▶ BRIEF
Exclude the pictures and reproduce the remaining data exactly as written.

▶ PROVIDED MATERIAL
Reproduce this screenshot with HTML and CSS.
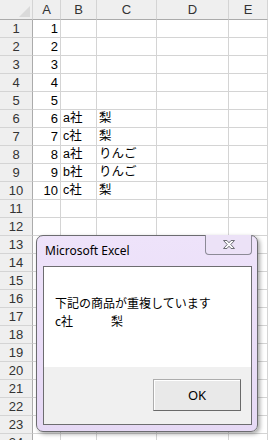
FILE: index.html
```html
<!DOCTYPE html>
<html lang="ja">
<head>
  <meta charset="UTF-8" />
  <title>Microsoft Excel</title>
  <link rel="stylesheet" href="styles.css">
</head>
<body>

  <div class="sheet">
    <div class="hd corner"></div><div class="hd">A</div><div class="hd">B</div><div class="hd">C</div><div class="hd">D</div><div class="hd">E</div>
    <div class="rh">1</div><div class="num">1</div><div></div><div></div><div></div><div></div>
    <div class="rh">2</div><div class="num">2</div><div></div><div></div><div></div><div></div>
    <div class="rh">3</div><div class="num">3</div><div></div><div></div><div></div><div></div>
    <div class="rh">4</div><div class="num">4</div><div></div><div></div><div></div><div></div>
    <div class="rh">5</div><div class="num">5</div><div></div><div></div><div></div><div></div>
    <div class="rh">6</div><div class="num">6</div><div class="txt">a社</div><div class="txt">梨</div><div></div><div></div>
    <div class="rh">7</div><div class="num">7</div><div class="txt">c社</div><div class="txt">梨</div><div></div><div></div>
    <div class="rh">8</div><div class="num">8</div><div class="txt">a社</div><div class="txt">りんご</div><div></div><div></div>
    <div class="rh">9</div><div class="num">9</div><div class="txt">b社</div><div class="txt">りんご</div><div></div><div></div>
    <div class="rh">10</div><div class="num">10</div><div class="txt">c社</div><div class="txt">梨</div><div></div><div></div>
    <div class="rh">11</div><div></div><div></div><div></div><div></div><div></div>
    <div class="rh">12</div><div></div><div></div><div></div><div></div><div></div>
    <div class="rh">13</div><div></div><div></div><div></div><div></div><div></div>
    <div class="rh">14</div><div></div><div></div><div></div><div></div><div></div>
    <div class="rh">15</div><div></div><div></div><div></div><div></div><div></div>
    <div class="rh">16</div><div></div><div></div><div></div><div></div><div></div>
    <div class="rh">17</div><div></div><div></div><div></div><div></div><div></div>
    <div class="rh">18</div><div></div><div></div><div></div><div></div><div></div>
    <div class="rh">19</div><div></div><div></div><div></div><div></div><div></div>
    <div class="rh">20</div><div></div><div></div><div></div><div></div><div></div>
    <div class="rh">21</div><div></div><div></div><div></div><div></div><div></div>
    <div class="rh">22</div><div></div><div></div><div></div><div></div><div></div>
    <div class="rh">23</div><div></div><div></div><div></div><div></div><div></div>
    <div class="rh">24</div><div></div><div></div><div></div><div></div><div></div>
  </div>

  <div class="dialog">
    <div class="titlebar">
      <span class="title">Microsoft Excel</span>
      <div class="close">
        <svg width="14" height="11" viewBox="0 0 14 11">
          <path d="M1.5 1.5h3.5l2 2.3 2-2.3h3.5l-3.7 4 3.7 4h-3.5l-2-2.3-2 2.3h-3.5l3.7-4z" fill="#fbfbfb" stroke="#6e6e76" stroke-width="1" stroke-linejoin="round"/>
        </svg>
      </div>
    </div>
    <div class="client">
      <div class="message">
        <p>下記の商品が重複しています</p>
        <p><span class="tab">c社</span>梨</p>
      </div>
      <div class="buttons">
        <button class="ok">OK</button>
      </div>
    </div>
  </div>

</body>
</html>
```

FILE: styles.css
```css
body {
  margin: 0;
  width: 268px;
  height: 440px;
  overflow: hidden;
  position: relative;
  background: #fff;
  font-family: "Liberation Sans", "Noto Sans CJK JP", sans-serif;
}

/* spreadsheet grid */
.sheet {
  display: grid;
  grid-template-columns: 33px 28px 36px 60px 72px 1fr;
  grid-template-rows: 20px;
  grid-auto-rows: 18px;
}
.sheet > div {
  box-sizing: border-box;
  border-right: 1px solid #d4d4d4;
  border-bottom: 1px solid #d4d4d4;
  font-size: 13px;
  line-height: 17px;
  white-space: nowrap;
  color: #000;
}
.sheet .hd {
  background: #efefef;
  border-bottom-color: #ababab;
  text-align: center;
  line-height: 19px;
  color: #333;
}
.sheet .rh {
  background: #efefef;
  border-right-color: #ababab;
  text-align: center;
  color: #333;
}
.sheet .corner {
  position: relative;
}
.sheet .corner::after {
  content: "";
  position: absolute;
  right: 2px;
  bottom: 2px;
  border-left: 11px solid transparent;
  border-bottom: 11px solid #dadada;
}
.sheet .num {
  text-align: right;
  padding-right: 2px;
}
.sheet .txt {
  padding-left: 2px;
  font-size: 12.5px;
}

/* message box */
.dialog {
  position: absolute;
  left: 36px;
  top: 235px;
  width: 222px;
  height: 197px;
  box-sizing: border-box;
  border: 1px solid #6c6c70;
  border-radius: 7px;
  background: linear-gradient(#eee3fa, #e6d9f5);
  box-shadow: 2px 2px 4px rgba(0, 0, 0, 0.35);
  padding: 0 5px 6px 6px;
  display: flex;
  flex-direction: column;
  font-family: "Noto Sans", "Noto Sans CJK JP", sans-serif;
}
.titlebar {
  height: 30px;
  position: relative;
  flex-shrink: 0;
}
.title {
  position: absolute;
  left: 2px;
  top: 7px;
  font-size: 12px;
  line-height: 16px;
  color: #000;
}
.close {
  position: absolute;
  right: 0;
  top: -1px;
  width: 47px;
  height: 20px;
  box-sizing: border-box;
  border: 1px solid #8c8a96;
  border-top: none;
  border-radius: 0 0 4px 4px;
  background: #ece2f7;
  display: flex;
  align-items: center;
  justify-content: center;
}
.client {
  flex: 1;
  border: 1px solid #6d6d70;
  background: #f0f0f0;
  display: flex;
  flex-direction: column;
}
.message {
  background: #fff;
  height: 100px;
  padding: 27px 0 0 11px;
  box-sizing: border-box;
  font-family: "Noto Sans CJK JP", sans-serif;
  font-size: 12px;
  line-height: 18px;
}
.message p {
  margin: 0;
}
.tab {
  display: inline-block;
  width: 56px;
}
.buttons {
  flex: 1;
  display: flex;
  justify-content: flex-end;
  align-items: flex-start;
  padding: 12px 10px 0 0;
}
.ok {
  width: 88px;
  height: 32px;
  box-sizing: border-box;
  background: #e9e9e9;
  border: 1px solid #adadad;
  border-right-color: #6a6a6a;
  border-bottom-color: #6a6a6a;
  box-shadow: inset 1px 1px 0 #fff;
  font-family: "Noto Sans", sans-serif;
  font-size: 13px;
  color: #000;
  padding: 0;
}
```
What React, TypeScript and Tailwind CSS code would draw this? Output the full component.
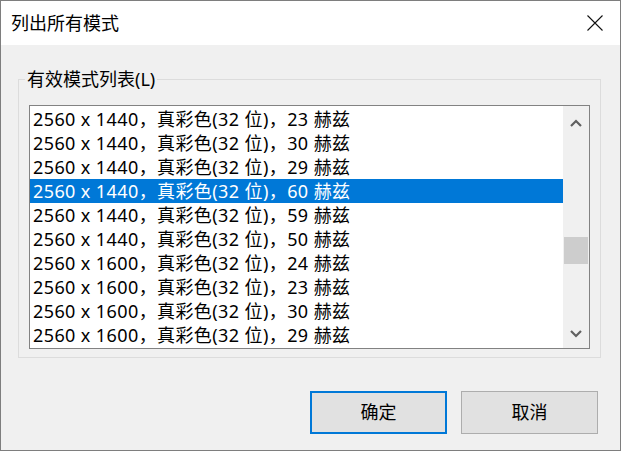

▶ TASK SOLUTION
Reproduce this screenshot with HTML and CSS.
FILE: index.html
```html
<!DOCTYPE html>
<html lang="ja">
<head>
  <meta charset="UTF-8" />
  <title>Microsoft Excel</title>
  <link rel="stylesheet" href="styles.css">
</head>
<body>

  <div class="sheet">
    <div class="hd corner"></div><div class="hd">A</div><div class="hd">B</div><div class="hd">C</div><div class="hd">D</div><div class="hd">E</div>
    <div class="rh">1</div><div class="num">1</div><div></div><div></div><div></div><div></div>
    <div class="rh">2</div><div class="num">2</div><div></div><div></div><div></div><div></div>
    <div class="rh">3</div><div class="num">3</div><div></div><div></div><div></div><div></div>
    <div class="rh">4</div><div class="num">4</div><div></div><div></div><div></div><div></div>
    <div class="rh">5</div><div class="num">5</div><div></div><div></div><div></div><div></div>
    <div class="rh">6</div><div class="num">6</div><div class="txt">a社</div><div class="txt">梨</div><div></div><div></div>
    <div class="rh">7</div><div class="num">7</div><div class="txt">c社</div><div class="txt">梨</div><div></div><div></div>
    <div class="rh">8</div><div class="num">8</div><div class="txt">a社</div><div class="txt">りんご</div><div></div><div></div>
    <div class="rh">9</div><div class="num">9</div><div class="txt">b社</div><div class="txt">りんご</div><div></div><div></div>
    <div class="rh">10</div><div class="num">10</div><div class="txt">c社</div><div class="txt">梨</div><div></div><div></div>
    <div class="rh">11</div><div></div><div></div><div></div><div></div><div></div>
    <div class="rh">12</div><div></div><div></div><div></div><div></div><div></div>
    <div class="rh">13</div><div></div><div></div><div></div><div></div><div></div>
    <div class="rh">14</div><div></div><div></div><div></div><div></div><div></div>
    <div class="rh">15</div><div></div><div></div><div></div><div></div><div></div>
    <div class="rh">16</div><div></div><div></div><div></div><div></div><div></div>
    <div class="rh">17</div><div></div><div></div><div></div><div></div><div></div>
    <div class="rh">18</div><div></div><div></div><div></div><div></div><div></div>
    <div class="rh">19</div><div></div><div></div><div></div><div></div><div></div>
    <div class="rh">20</div><div></div><div></div><div></div><div></div><div></div>
    <div class="rh">21</div><div></div><div></div><div></div><div></div><div></div>
    <div class="rh">22</div><div></div><div></div><div></div><div></div><div></div>
    <div class="rh">23</div><div></div><div></div><div></div><div></div><div></div>
    <div class="rh">24</div><div></div><div></div><div></div><div></div><div></div>
  </div>

  <div class="dialog">
    <div class="titlebar">
      <span class="title">Microsoft Excel</span>
      <div class="close">
        <svg width="14" height="11" viewBox="0 0 14 11">
          <path d="M1.5 1.5h3.5l2 2.3 2-2.3h3.5l-3.7 4 3.7 4h-3.5l-2-2.3-2 2.3h-3.5l3.7-4z" fill="#fbfbfb" stroke="#6e6e76" stroke-width="1" stroke-linejoin="round"/>
        </svg>
      </div>
    </div>
    <div class="client">
      <div class="message">
        <p>下記の商品が重複しています</p>
        <p><span class="tab">c社</span>梨</p>
      </div>
      <div class="buttons">
        <button class="ok">OK</button>
      </div>
    </div>
  </div>

</body>
</html>
```

FILE: styles.css
```css
body {
  margin: 0;
  width: 268px;
  height: 440px;
  overflow: hidden;
  position: relative;
  background: #fff;
  font-family: "Liberation Sans", "Noto Sans CJK JP", sans-serif;
}

/* spreadsheet grid */
.sheet {
  display: grid;
  grid-template-columns: 33px 28px 36px 60px 72px 1fr;
  grid-template-rows: 20px;
  grid-auto-rows: 18px;
}
.sheet > div {
  box-sizing: border-box;
  border-right: 1px solid #d4d4d4;
  border-bottom: 1px solid #d4d4d4;
  font-size: 13px;
  line-height: 17px;
  white-space: nowrap;
  color: #000;
}
.sheet .hd {
  background: #efefef;
  border-bottom-color: #ababab;
  text-align: center;
  line-height: 19px;
  color: #333;
}
.sheet .rh {
  background: #efefef;
  border-right-color: #ababab;
  text-align: center;
  color: #333;
}
.sheet .corner {
  position: relative;
}
.sheet .corner::after {
  content: "";
  position: absolute;
  right: 2px;
  bottom: 2px;
  border-left: 11px solid transparent;
  border-bottom: 11px solid #dadada;
}
.sheet .num {
  text-align: right;
  padding-right: 2px;
}
.sheet .txt {
  padding-left: 2px;
  font-size: 12.5px;
}

/* message box */
.dialog {
  position: absolute;
  left: 36px;
  top: 235px;
  width: 222px;
  height: 197px;
  box-sizing: border-box;
  border: 1px solid #6c6c70;
  border-radius: 7px;
  background: linear-gradient(#eee3fa, #e6d9f5);
  box-shadow: 2px 2px 4px rgba(0, 0, 0, 0.35);
  padding: 0 5px 6px 6px;
  display: flex;
  flex-direction: column;
  font-family: "Noto Sans", "Noto Sans CJK JP", sans-serif;
}
.titlebar {
  height: 30px;
  position: relative;
  flex-shrink: 0;
}
.title {
  position: absolute;
  left: 2px;
  top: 7px;
  font-size: 12px;
  line-height: 16px;
  color: #000;
}
.close {
  position: absolute;
  right: 0;
  top: -1px;
  width: 47px;
  height: 20px;
  box-sizing: border-box;
  border: 1px solid #8c8a96;
  border-top: none;
  border-radius: 0 0 4px 4px;
  background: #ece2f7;
  display: flex;
  align-items: center;
  justify-content: center;
}
.client {
  flex: 1;
  border: 1px solid #6d6d70;
  background: #f0f0f0;
  display: flex;
  flex-direction: column;
}
.message {
  background: #fff;
  height: 100px;
  padding: 27px 0 0 11px;
  box-sizing: border-box;
  font-family: "Noto Sans CJK JP", sans-serif;
  font-size: 12px;
  line-height: 18px;
}
.message p {
  margin: 0;
}
.tab {
  display: inline-block;
  width: 56px;
}
.buttons {
  flex: 1;
  display: flex;
  justify-content: flex-end;
  align-items: flex-start;
  padding: 12px 10px 0 0;
}
.ok {
  width: 88px;
  height: 32px;
  box-sizing: border-box;
  background: #e9e9e9;
  border: 1px solid #adadad;
  border-right-color: #6a6a6a;
  border-bottom-color: #6a6a6a;
  box-shadow: inset 1px 1px 0 #fff;
  font-family: "Noto Sans", sans-serif;
  font-size: 13px;
  color: #000;
  padding: 0;
}
```
What React, TypeScript and Tailwind CSS code would draw this? Output the full component.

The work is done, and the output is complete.